En medio de la incertidumbre (¿o total certidumbre?) respecto de la decisión de la Corte Constitucional sobre la reelección indefinida, hago referencia a los planes cercanos de José Mujica, el presidente uruguayo que dejará su cargo en los próximos meses, quien ha expresado públicamente que no le preocupa en lo más mínimo la retirada de la casa de gobierno y que aparte de eso, tiene la intención de adoptar a unos 30 o 40 chicos de bajos recursos, montando adicionalmente una escuela de oficios agrarios en la chacra donde vive junto a su mujer.
Hay un detalle importante adicional: no es que el presidente uruguayo le esté dando las espaldas a la política y a su afán de servicio a su pueblo, toda vez que en las recientes elecciones se postuló por una banca en el Senado, más allá de la difícil composición parlamentaria del próximo congreso de ese país. El punto es que a Mujica no se le pasó por la cabeza la posibilidad de una reelección, mucho menos indefinida, a la cual calificó como un “acto monárquico”, sino más bien la ilusión de volver a lo “suyo”, a lo cotidiano de su vida sencilla, rutinaria, sin complicaciones.

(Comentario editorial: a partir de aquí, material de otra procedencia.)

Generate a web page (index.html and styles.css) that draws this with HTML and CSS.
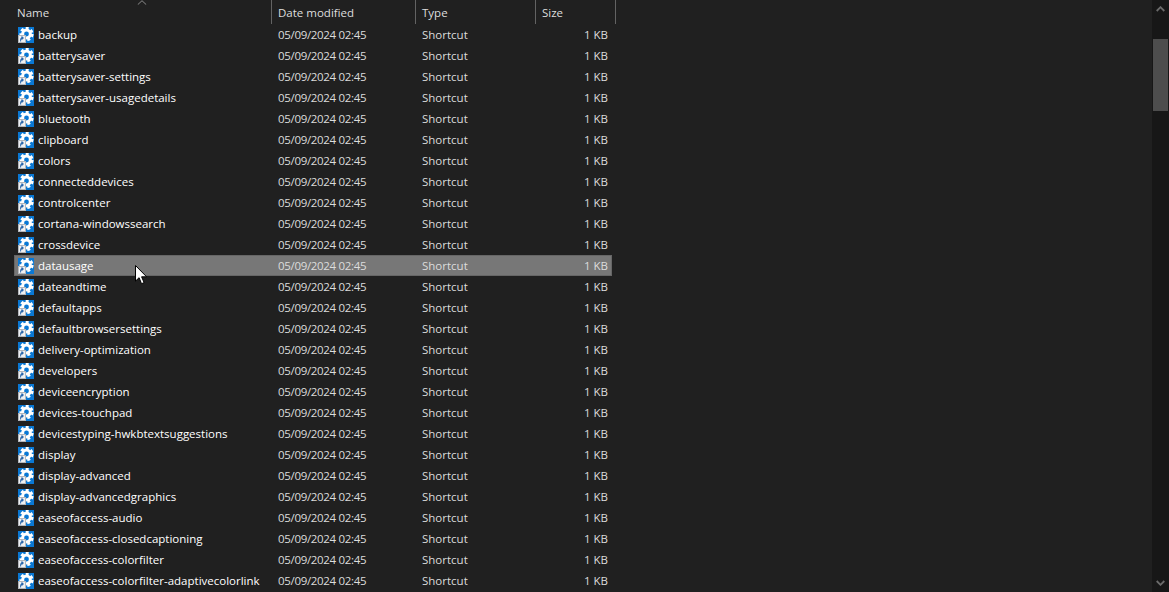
FILE: index.html
```html
<!DOCTYPE html>
<html lang="en">
<head>
<meta charset="utf-8">
<title>Explorer</title>
<link rel="stylesheet" href="styles.css">
</head>
<body>
<svg class="defs" width="0" height="0" aria-hidden="true">
  <symbol id="ico" viewBox="0 0 16 16">
    <rect width="16" height="16" fill="#0a78d4"/>
    <circle cx="8.500" cy="7" r="5.600" fill="none" stroke="#fff" stroke-width="3" stroke-dasharray="2.800 2.200"/>
    <circle cx="8.500" cy="7" r="3.900" fill="none" stroke="#fff" stroke-width="3"/>
    <rect x="0" y="8" width="8" height="8" fill="#b4b7bc"/>
    <rect x="1" y="9" width="6" height="6" fill="#eef0f2"/>
    <path d="M2.600 14.500v-2.300q0-1.200 1.300-1.200M3.800 9.600l1.700 1.400-1.700 1.400z" fill="#1f5fa8" stroke="#1f5fa8" stroke-width=".8"/>
  </symbol>
</svg>
<div class="window">
  <main class="pane">
    <div class="sort-caret"><svg width="10" height="5" viewBox="0 0 10 5"><path d="M.8 4.600 5 .7l4.200 3.900" fill="none" stroke="#8a8a8a"/></svg></div>
    <header class="head">
      <div class="hcell c-name">Name</div>
      <div class="hcell c-date">Date modified</div>
      <div class="hcell c-type">Type</div>
      <div class="hcell c-size">Size</div>
    </header>
    <div class="rows">
      <div class="row"><span class="name"><svg class="ico"><use href="#ico"/></svg>backup</span><span class="date">05/09/2024 02:45</span><span class="type">Shortcut</span><span class="size">1 KB</span></div>
      <div class="row"><span class="name"><svg class="ico"><use href="#ico"/></svg>batterysaver</span><span class="date">05/09/2024 02:45</span><span class="type">Shortcut</span><span class="size">1 KB</span></div>
      <div class="row"><span class="name"><svg class="ico"><use href="#ico"/></svg>batterysaver-settings</span><span class="date">05/09/2024 02:45</span><span class="type">Shortcut</span><span class="size">1 KB</span></div>
      <div class="row"><span class="name"><svg class="ico"><use href="#ico"/></svg>batterysaver-usagedetails</span><span class="date">05/09/2024 02:45</span><span class="type">Shortcut</span><span class="size">1 KB</span></div>
      <div class="row"><span class="name"><svg class="ico"><use href="#ico"/></svg>bluetooth</span><span class="date">05/09/2024 02:45</span><span class="type">Shortcut</span><span class="size">1 KB</span></div>
      <div class="row"><span class="name"><svg class="ico"><use href="#ico"/></svg>clipboard</span><span class="date">05/09/2024 02:45</span><span class="type">Shortcut</span><span class="size">1 KB</span></div>
      <div class="row"><span class="name"><svg class="ico"><use href="#ico"/></svg>colors</span><span class="date">05/09/2024 02:45</span><span class="type">Shortcut</span><span class="size">1 KB</span></div>
      <div class="row"><span class="name"><svg class="ico"><use href="#ico"/></svg>connecteddevices</span><span class="date">05/09/2024 02:45</span><span class="type">Shortcut</span><span class="size">1 KB</span></div>
      <div class="row"><span class="name"><svg class="ico"><use href="#ico"/></svg>controlcenter</span><span class="date">05/09/2024 02:45</span><span class="type">Shortcut</span><span class="size">1 KB</span></div>
      <div class="row"><span class="name"><svg class="ico"><use href="#ico"/></svg>cortana-windowssearch</span><span class="date">05/09/2024 02:45</span><span class="type">Shortcut</span><span class="size">1 KB</span></div>
      <div class="row"><span class="name"><svg class="ico"><use href="#ico"/></svg>crossdevice</span><span class="date">05/09/2024 02:45</span><span class="type">Shortcut</span><span class="size">1 KB</span></div>
      <div class="row row-hover"><span class="name"><svg class="ico"><use href="#ico"/></svg>datausage</span><span class="date">05/09/2024 02:45</span><span class="type">Shortcut</span><span class="size">1 KB</span></div>
      <div class="row"><span class="name"><svg class="ico"><use href="#ico"/></svg>dateandtime</span><span class="date">05/09/2024 02:45</span><span class="type">Shortcut</span><span class="size">1 KB</span></div>
      <div class="row"><span class="name"><svg class="ico"><use href="#ico"/></svg>defaultapps</span><span class="date">05/09/2024 02:45</span><span class="type">Shortcut</span><span class="size">1 KB</span></div>
      <div class="row"><span class="name"><svg class="ico"><use href="#ico"/></svg>defaultbrowsersettings</span><span class="date">05/09/2024 02:45</span><span class="type">Shortcut</span><span class="size">1 KB</span></div>
      <div class="row"><span class="name"><svg class="ico"><use href="#ico"/></svg>delivery-optimization</span><span class="date">05/09/2024 02:45</span><span class="type">Shortcut</span><span class="size">1 KB</span></div>
      <div class="row"><span class="name"><svg class="ico"><use href="#ico"/></svg>developers</span><span class="date">05/09/2024 02:45</span><span class="type">Shortcut</span><span class="size">1 KB</span></div>
      <div class="row"><span class="name"><svg class="ico"><use href="#ico"/></svg>deviceencryption</span><span class="date">05/09/2024 02:45</span><span class="type">Shortcut</span><span class="size">1 KB</span></div>
      <div class="row"><span class="name"><svg class="ico"><use href="#ico"/></svg>devices-touchpad</span><span class="date">05/09/2024 02:45</span><span class="type">Shortcut</span><span class="size">1 KB</span></div>
      <div class="row"><span class="name"><svg class="ico"><use href="#ico"/></svg>devicestyping-hwkbtextsuggestions</span><span class="date">05/09/2024 02:45</span><span class="type">Shortcut</span><span class="size">1 KB</span></div>
      <div class="row"><span class="name"><svg class="ico"><use href="#ico"/></svg>display</span><span class="date">05/09/2024 02:45</span><span class="type">Shortcut</span><span class="size">1 KB</span></div>
      <div class="row"><span class="name"><svg class="ico"><use href="#ico"/></svg>display-advanced</span><span class="date">05/09/2024 02:45</span><span class="type">Shortcut</span><span class="size">1 KB</span></div>
      <div class="row"><span class="name"><svg class="ico"><use href="#ico"/></svg>display-advancedgraphics</span><span class="date">05/09/2024 02:45</span><span class="type">Shortcut</span><span class="size">1 KB</span></div>
      <div class="row"><span class="name"><svg class="ico"><use href="#ico"/></svg>easeofaccess-audio</span><span class="date">05/09/2024 02:45</span><span class="type">Shortcut</span><span class="size">1 KB</span></div>
      <div class="row"><span class="name"><svg class="ico"><use href="#ico"/></svg>easeofaccess-closedcaptioning</span><span class="date">05/09/2024 02:45</span><span class="type">Shortcut</span><span class="size">1 KB</span></div>
      <div class="row"><span class="name"><svg class="ico"><use href="#ico"/></svg>easeofaccess-colorfilter</span><span class="date">05/09/2024 02:45</span><span class="type">Shortcut</span><span class="size">1 KB</span></div>
      <div class="row"><span class="name"><svg class="ico"><use href="#ico"/></svg>easeofaccess-colorfilter-adaptivecolorlink</span><span class="date">05/09/2024 02:45</span><span class="type">Shortcut</span><span class="size">1 KB</span></div>
    </div>
    <svg class="cursor" width="13" height="20" viewBox="0 0 13 20"><path d="M.5.5v15.600l3.600-3.400 2.400 6 2.600-1.100-2.500-5.800h5z" fill="#fff" stroke="#000"/></svg>
  </main>
  <aside class="scrollbar">
    <svg class="arrow" width="9" height="6" viewBox="0 0 9 6"><path d="M.7 5 4.500 1.200 8.300 5" fill="none" stroke="#6b6b6b" stroke-width="1.800"/></svg>
    <div class="track"><div class="thumb"></div></div>
    <svg class="arrow" width="9" height="6" viewBox="0 0 9 6"><path d="M.7 1 4.500 4.800 8.300 1" fill="none" stroke="#6b6b6b" stroke-width="1.800"/></svg>
  </aside>
</div>
</body>
</html>
```
FILE: styles.css
```css
* { box-sizing: border-box; }
html, body { margin: 0; height: 100%; overflow: hidden; background: #202020; }
.defs { position: absolute; }
.window {
  display: flex;
  height: 592px;
  font-family: "Open Sans", "Noto Sans", sans-serif;
  font-size: 11.5px;
  color: #fff;
}
.pane { flex: 1; position: relative; min-width: 0; overflow: hidden; }
.sort-caret { position: absolute; left: 137px; top: 0; line-height: 0; }
.head { display: flex; height: 24px; }
.hcell {
  height: 24px;
  padding: 5px 0 0 6px;
  line-height: 16px;
  color: #dedede;
  border-right: 1px solid #636363;
}
.c-name { width: 272px; padding-left: 17px; }
.c-date { width: 144px; }
.c-type { width: 120px; }
.c-size { width: 80px; }
.rows { margin-left: 14px; width: 598px; }
.row { display: flex; align-items: center; height: 21px; color: #fff; }
.row-hover { background: #777; box-shadow: inset 0 0 0 1px #666; }
.name { width: 258px; padding-left: 4px; display: flex; align-items: center; gap: 4px; white-space: nowrap; }
.ico { width: 16px; height: 16px; flex: none; }
.date { width: 144px; padding-left: 6px; color: #dcdcdc; letter-spacing: -.32px; }
.type { width: 120px; padding-left: 6px; color: #dcdcdc; }
.size { width: 76px; text-align: right; padding-right: 4px; color: #dcdcdc; }
.cursor { position: absolute; left: 135px; top: 265px; }
.scrollbar {
  width: 17px;
  flex: none;
  background: #171717;
  display: flex;
  flex-direction: column;
  align-items: center;
  padding: 6px 0;
}
.track { flex: 1; width: 100%; padding-top: 27px; }
.thumb { width: 15px; height: 72px; margin-left: 1px; background: #4d4d4d; }
```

Para este extupamaro, el concepto del ejercicio del poder incorpora por naturaleza la alternabilidad, sin perjuicio de reconocer el peso inherente a la responsabilidad del cargo presidencial; por eso cuando promete que llevará a los chicos de bajos recursos a vivir a su humilde casa, señala que lo hará “cuando me saque este sayo que me pesa”.
Pregunto: ¿qué elemento diferenciador determina que unos gobernantes deseen retornar con grandes expectativas a su vida privada sin la añoranza del poder, mientras que otros aspiren con intensidad la continuidad en el mismo, sin tregua ni respiro? Creo que en realidad el análisis resiste cualquier sugerencia ideológica, toda vez que existen varios ejemplos en el escenario político que demuestran que el gusto y la necesidad de dejar o mantener el poder no son patrimonios de una ideología determinada; al contrario, es posible determinar que el aferramiento al poder, más allá de circunstancias coyunturales, como por ejemplo la posibilidad de que una fuerza política contraria llegue o retome la dirección de un país, se encuentra ligado básicamente a la personalidad y temperamento del gobernante, con toda la carga interior que esa circunstancia presupone.
Es por eso que resulta refrescante, por decir lo menos, el ejemplo del presidente uruguayo quien en el fondo nos da una lección formidable al reconocer cuán prescindible es un ser humano en el servicio del poder. Por eso al hablar del sayo, del vestido que le pesa, lo que recuerda es el destino natural del político de volver a sus raíces, es decir, de despojarse del sayo que de tanto usar, no solo pesa sino que también agobia.